Corredor v Alnamer
2024 NY Slip Op 03164
Decided on June 12, 2024
Appellate Division, Second Department
Published by New York State Law Reporting Bureau pursuant to Judiciary Law § 431.
This opinion is uncorrected and subject to revision before publication in the Official Reports.


Decided on June 12, 2024 SUPREME COURT OF THE STATE OF NEW YORK Appellate Division, Second Judicial Department
MARK C. DILLON, J.P.
BETSY BARROS
DEBORAH A. DOWLING
LILLIAN WAN, JJ.

2022-02875
(Index No. 718469/20)

[*1]Jaime A. Corredor, appellant,

v

Huda H. Alnamer, et al., respondents.




Steven Louros, New York, NY, for appellant.

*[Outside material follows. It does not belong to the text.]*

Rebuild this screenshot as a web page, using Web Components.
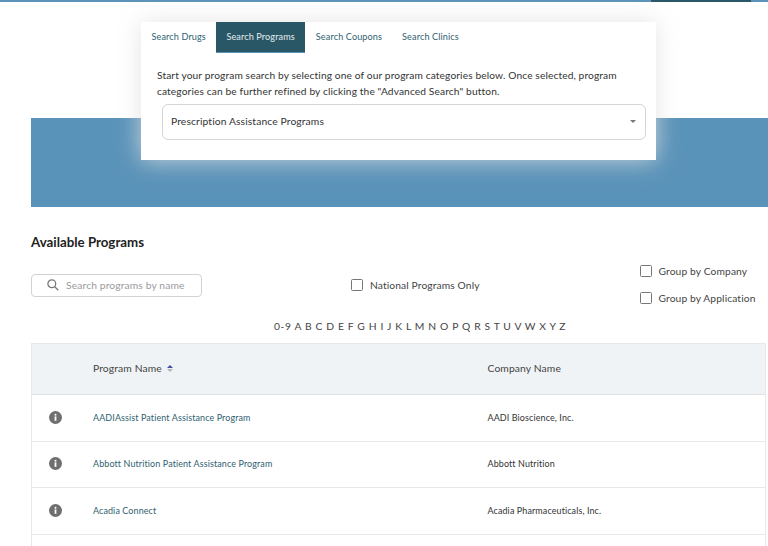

Baker, McEvoy & Moskovits (Marjorie E. Bornes, Brooklyn, NY, of counsel), for respondents.



DECISION & ORDER

In an action to recover damages for personal injuries, the plaintiff appeals from an order of the Supreme Court, Queens County (Frederick D.R. Sampson, J.), dated March 31, 2022. The order, insofar as appealed from, in effect, denied those branches of the plaintiff's motion which were for summary judgment on the issue of liability and dismissing the affirmative defense alleging comparative negligence.

ORDERED that the order is affirmed insofar as appealed from, with costs.

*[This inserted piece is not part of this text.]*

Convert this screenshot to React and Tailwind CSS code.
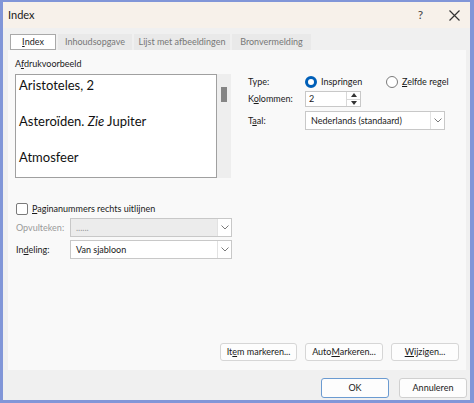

The plaintiff commenced this action to recover damages for personal injuries he allegedly sustained when a vehicle operated by the defendant Huda H. Alnamer and owned by the defendant ALD Transportation, Inc., collided with a vehicle driven by the plaintiff. Thereafter, the plaintiff moved, inter alia, for summary judgment on the issue of liability and dismissing the affirmative defense alleging comparative negligence. In an order dated March 31, 2022, the Supreme Court, among other things, in effect, denied those branches of the plaintiff's motion. The plaintiff appeals.

"A plaintiff in a negligence action moving for summary judgment on the issue of liability must establish, prima facie, that the defendant breached a duty owed to the plaintiff and that the defendant's negligence was a proximate cause of the alleged injuries" (Garutti v Kim Co Refrig. Corp., 222 AD3d 728, 728-729 [internal quotation marks omitted]; see Flores v Rubenstein, 175 AD3d 1490, 1490-1491). To be entitled to summary judgment on the issue of liability, a plaintiff does not have the burden of establishing the absence of his or her own comparative negligence (see Rodriguez v City of New York, 31 NY3d 312, 324-325). However, the issue of a plaintiff's comparative negligence may be decided in the context of a plaintiff's motion for summary judgment on the issue of liability where, as here, the plaintiff also seeks dismissal of an affirmative defense alleging comparative negligence (see Ramirez v Wangdu, 195 AD3d 646, 646; Flores v Rubenstein, 175 AD3d at 1491).

Here, the plaintiff's submissions in support of his motion contained conflicting accounts of how the collision occurred and failed to eliminate all triable issues of fact as to whether the defendants were negligent and whether the plaintiff was free from comparative negligence (see [*2]Garutti v Kim Co Refrig. Corp., 222 AD3d at 729; Ramirez v Wangdu, 195 AD3d at 647). Since the plaintiff did not demonstrate his prima facie entitlement to judgment as a matter of law, the Supreme Court properly, in effect, denied those branches of his motion which were for summary judgment on the issue of liability and dismissing the affirmative defense alleging comparative negligence, without regard to the sufficiency of the defendants' opposition papers (see Winegrad v New York Univ. Med. Ctr., 64 NY2d 851, 853).

The plaintiff's remaining contentions either are without merit or have been rendered academic in light of our determination.

DILLON, J.P., BARROS, DOWLING and WAN, JJ., concur.